Identify the lines containing the word "index". Copy each one.

◆ DATASET SECTION:
┌──

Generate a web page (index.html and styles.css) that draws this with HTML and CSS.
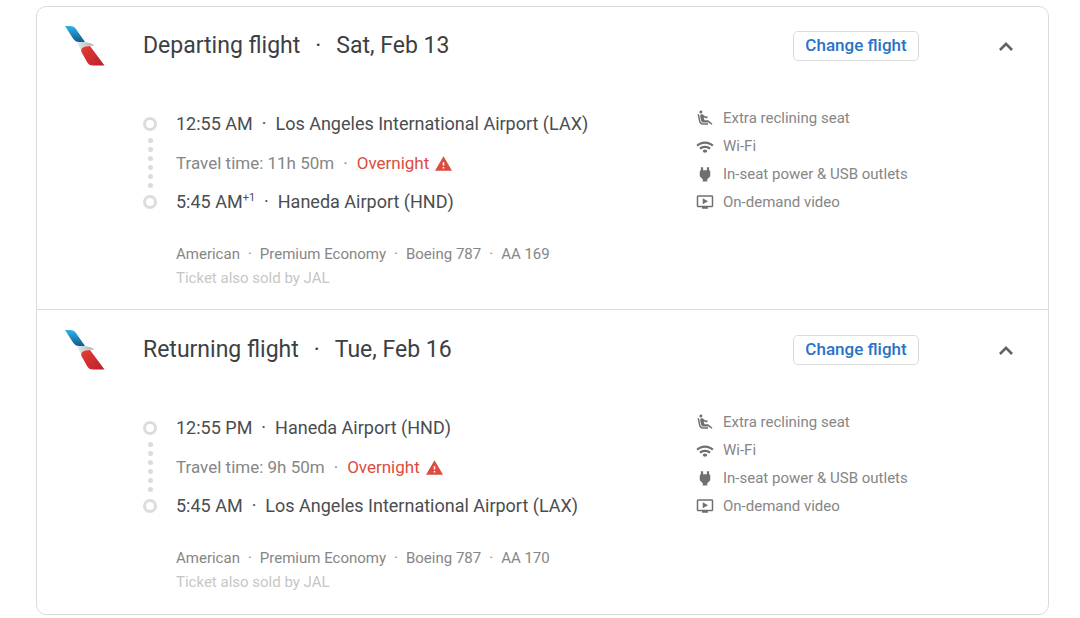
FILE: index.html
```html
<!DOCTYPE html>
<html lang="en">
<head>
    <meta charset="UTF-8">
    <meta name="viewport" content="width=device-width, initial-scale=1.0">
    <title>Selected flights</title>
    <link rel="stylesheet" href="styles.css">
</head>
<body>
    <!-- shared icons -->
    <svg class="sprite" width="0" height="0" aria-hidden="true">
        <defs>
            <linearGradient id="blue" x1="0" y1="0" x2="0" y2="1">
                <stop offset="0" stop-color="#2fb4e4"/>
                <stop offset="1" stop-color="#125a94"/>
            </linearGradient>
            <linearGradient id="red" x1="0" y1="0" x2="1" y2="1">
                <stop offset="0" stop-color="#e63e34"/>
                <stop offset="1" stop-color="#b8202a"/>
            </linearGradient>
            <linearGradient id="grey" x1="0" y1="0" x2="1" y2="0">
                <stop offset="0" stop-color="#e6e9ec"/>
                <stop offset="1" stop-color="#a4adb6"/>
            </linearGradient>
        </defs>
        <symbol id="logo" viewBox="0 0 40 40">
            <path fill="url(#blue)" d="M0 0h5c3 0 4.500 1 6 3l9 13h-6c-3 0-4-1-6-3.500z"/>
            <path fill="url(#grey)" d="M12 16.500c6-1 14-.500 17.500 3.500-5-.500-9 0-11 1.500-1 .800-2 2-2 3.500z"/>
            <path fill="url(#red)" d="M17 27c-2.500-4 1-7 8-7l14.500 19.500H28c-3 0-4.500-1-6-3.500z"/>
        </symbol>
        <symbol id="chevron" viewBox="0 0 24 24">
            <path d="M12 8l-7 7 1.900 1.900L12 11.800l5.100 5.100L19 15z"/>
        </symbol>
        <symbol id="warning" viewBox="1 2 22 19">
            <path d="M1 21h22L12 2 1 21zm12-3h-2v-2h2v2zm0-4h-2v-4h2v4z"/>
        </symbol>
        <symbol id="seat" viewBox="0 0 24 24">
            <path d="M5.350 5.640c-.900-.640-1.120-1.880-.490-2.790.630-.900 1.880-1.120 2.790-.490.900.640 1.120 1.880.490 2.790-.640.900-1.880 1.120-2.790.490zM16 19H8.930c-1.480 0-2.740-1.080-2.960-2.540L4 7H2l1.990 9.760C4.370 19.200 6.470 21 8.940 21H16v-2zm.230-4h-4.880l-1.030-4.100c1.580.890 3.280 1.540 5.150 1.220V9.990c-1.630.310-3.440-.270-4.690-1.250L9.140 7.470c-.230-.180-.490-.300-.760-.380-.320-.090-.660-.120-.990-.060h-.020c-1.230.220-2.050 1.390-1.840 2.610l1.350 5.920C7.160 16.980 8.390 18 9.830 18h6.850l3.820 3 1.500-1.500-5.770-4.500z"/>
        </symbol>
        <symbol id="wifi" viewBox="0 0 24 24">
            <path d="M12 6C7.500 6 3.500 7.700.500 10.500l2.100 2.100C5.100 10.300 8.400 9 12 9s6.900 1.300 9.400 3.600l2.100-2.100C20.500 7.700 16.500 6 12 6zm0 5.500c-3 0-5.700 1.100-7.700 3l2.100 2.100c1.500-1.300 3.400-2.100 5.600-2.100s4.100.800 5.600 2.100l2.100-2.100c-2-1.900-4.700-3-7.700-3zM12 16.500c-1.600 0-2.900 1-2.900 2.300S10.400 21 12 21s2.900-.900 2.900-2.200-1.300-2.300-2.900-2.300z"/>
        </symbol>
        <symbol id="power" viewBox="0 0 24 24">
            <path d="M17.500 7V3h-3v4h-5V3h-3v4C5.600 7 5 8 5 9v6l4 4v3h6v-3l4-4V9c0-1-.600-2-1.500-2z"/>
        </symbol>
        <symbol id="video" viewBox="0 0 24 24">
            <path d="M21 3H3c-1.110 0-2 .890-2 2v12c0 1.100.890 2 2 2h5v2h8v-2h5c1.100 0 2-.900 2-2V5c0-1.110-.900-2-2-2zm0 14H3V5h18v12zM16 11l-7 4V7z"/>
        </symbol>
    </svg>

    <main class="flights">
        <section class="flight">
            <header class="flight-header">
                <svg class="logo" role="img" aria-label="American"><use href="#logo"/></svg>
                <h2 class="title"><span>Departing flight</span><span>·</span><span>Sat, Feb 13</span></h2>
                <button class="change" type="button">Change flight</button>
                <button class="toggle" type="button" aria-label="Collapse departing flight"><svg><use href="#chevron"/></svg></button>
            </header>
            <div class="details">
                <div class="itinerary">
                    <div class="track">
                        <span class="stop"></span>
                        <span class="dots"><i></i><i></i><i></i><i></i><i></i><i></i></span>
                        <span class="stop"></span>
                    </div>
                    <div class="legs">
                        <p class="place"><span>12:55 AM</span><span>·</span><span>Los Angeles International Airport (LAX)</span></p>
                        <p class="travel"><span>Travel time: 11h 50m</span><span>·</span><span class="overnight">Overnight <svg><use href="#warning"/></svg></span></p>
                        <p class="place"><span>5:45 AM<sup>+1</sup></span><span>·</span><span>Haneda Airport (HND)</span></p>
                    </div>
                    <div class="info">
                        <p><span>American</span><span>·</span><span>Premium Economy</span><span>·</span><span>Boeing 787</span><span>·</span><span>AA 169</span></p>
                        <p class="partner">Ticket also sold by JAL</p>
                    </div>
                </div>
                <ul class="amenities">
                    <li><svg><use href="#seat"/></svg>Extra reclining seat</li>
                    <li><svg><use href="#wifi"/></svg>Wi-Fi</li>
                    <li><svg><use href="#power"/></svg>In-seat power &amp; USB outlets</li>
                    <li><svg><use href="#video"/></svg>On-demand video</li>
                </ul>
            </div>
        </section>

        <section class="flight">
            <header class="flight-header">
                <svg class="logo" role="img" aria-label="American"><use href="#logo"/></svg>
                <h2 class="title"><span>Returning flight</span><span>·</span><span>Tue, Feb 16</span></h2>
                <button class="change" type="button">Change flight</button>
                <button class="toggle" type="button" aria-label="Collapse returning flight"><svg><use href="#chevron"/></svg></button>
            </header>
            <div class="details">
                <div class="itinerary">
                    <div class="track">
                        <span class="stop"></span>
                        <span class="dots"><i></i><i></i><i></i><i></i><i></i><i></i></span>
                        <span class="stop"></span>
                    </div>
                    <div class="legs">
                        <p class="place"><span>12:55 PM</span><span>·</span><span>Haneda Airport (HND)</span></p>
                        <p class="travel"><span>Travel time: 9h 50m</span><span>·</span><span class="overnight">Overnight <svg><use href="#warning"/></svg></span></p>
                        <p class="place"><span>5:45 AM</span><span>·</span><span>Los Angeles International Airport (LAX)</span></p>
                    </div>
                    <div class="info">
                        <p><span>American</span><span>·</span><span>Premium Economy</span><span>·</span><span>Boeing 787</span><span>·</span><span>AA 170</span></p>
                        <p class="partner">Ticket also sold by JAL</p>
                    </div>
                </div>
                <ul class="amenities">
                    <li><svg><use href="#seat"/></svg>Extra reclining seat</li>
                    <li><svg><use href="#wifi"/></svg>Wi-Fi</li>
                    <li><svg><use href="#power"/></svg>In-seat power &amp; USB outlets</li>
                    <li><svg><use href="#video"/></svg>On-demand video</li>
                </ul>
            </div>
        </section>
    </main>
</body>
</html>
```

FILE: styles.css
```css
* {
    box-sizing: border-box;
}
body {
    margin: 0;
    padding: 6px 31px 3px 36px;
    background: #fff;
    color: #3c4043;
    font-family: Roboto, Arial, sans-serif;
}
h2, p, ul {
    margin: 0;
    padding: 0;
}
svg {
    display: block;
    fill: currentColor;
    flex-shrink: 0;
}
.sprite {
    position: absolute;
}

.flights {
    border: 1px solid #dadcdc;
    border-radius: 10px;
}
.flight {
    padding: 19px 28px 19px 28px;
}
.flight + .flight {
    border-top: 1px solid #dadcdc;
    padding-top: 20px;
    padding-bottom: 20px;
}

/* header row */
.flight-header {
    display: flex;
    align-items: center;
    height: 40px;
}
.logo {
    width: 40px;
    height: 40px;
    margin-right: 38px;
}
.title {
    display: flex;
    gap: 15px;
    flex: 1;
    font-size: 23px;
    font-weight: 400;
    line-height: 28px;
}
.change {
    width: 126px;
    height: 30px;
    padding: 0 0 2px;
    border: 1px solid #dadcdc;
    border-radius: 5px;
    background: #fff;
    color: #2a72c4;
    font-family: inherit;
    font-size: 17px;
    font-weight: 500;
    cursor: pointer;
}
.toggle {
    width: 28px;
    height: 28px;
    margin-left: 73px;
    padding: 2px;
    border: none;
    background: none;
    color: #5f6368;
    cursor: pointer;
}
.toggle svg {
    width: 24px;
    height: 24px;
}

/* details */
.details {
    display: grid;
    grid-template-columns: 1fr 324px;
    padding: 38px 0 0 78px;
}
.itinerary {
    display: grid;
    grid-template-columns: 14px 1fr;
    column-gap: 19px;
    padding-top: 8px;
}
.track {
    display: flex;
    flex-direction: column;
    align-items: center;
    justify-content: space-between;
    padding: 5px 0;
}
.stop {
    width: 14px;
    height: 14px;
    border: 3px solid #dcdcdc;
    border-radius: 50%;
}
.dots {
    display: flex;
    flex-direction: column;
    gap: 4px;
}
.dots i {
    width: 5px;
    height: 5px;
    border-radius: 50%;
    background: #dcdcdc;
}
.place, .travel {
    display: flex;
    align-items: center;
    gap: 9px;
}
.place {
    color: #4a4d50;
    font-size: 18px;
    line-height: 24px;
}
.place sup {
    font-size: 11px;
    line-height: 1;
}
.travel {
    height: 54px;
    color: #868686;
    font-size: 17px;
}
.overnight {
    display: flex;
    align-items: center;
    gap: 6px;
    color: #dc4c40;
}
.overnight svg {
    width: 17px;
    height: 15px;
}
.info {
    grid-column: 2;
    padding-top: 28px;
    color: #868686;
    font-size: 15px;
    line-height: 24px;
}
.info p {
    display: flex;
    gap: 8px;
}
.info .partner {
    color: #c6c6c6;
}

.amenities {
    list-style: none;
    color: #868686;
    font-size: 15px;
    line-height: 28px;
}
.amenities li {
    display: flex;
    align-items: center;
    gap: 9px;
}
.amenities svg {
    width: 18px;
    height: 18px;
    color: #707070;
}
```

└──

◆ FULL RESPONSE:
Generate a web page (index.html and styles.css) that draws this with HTML and CSS.
FILE: index.html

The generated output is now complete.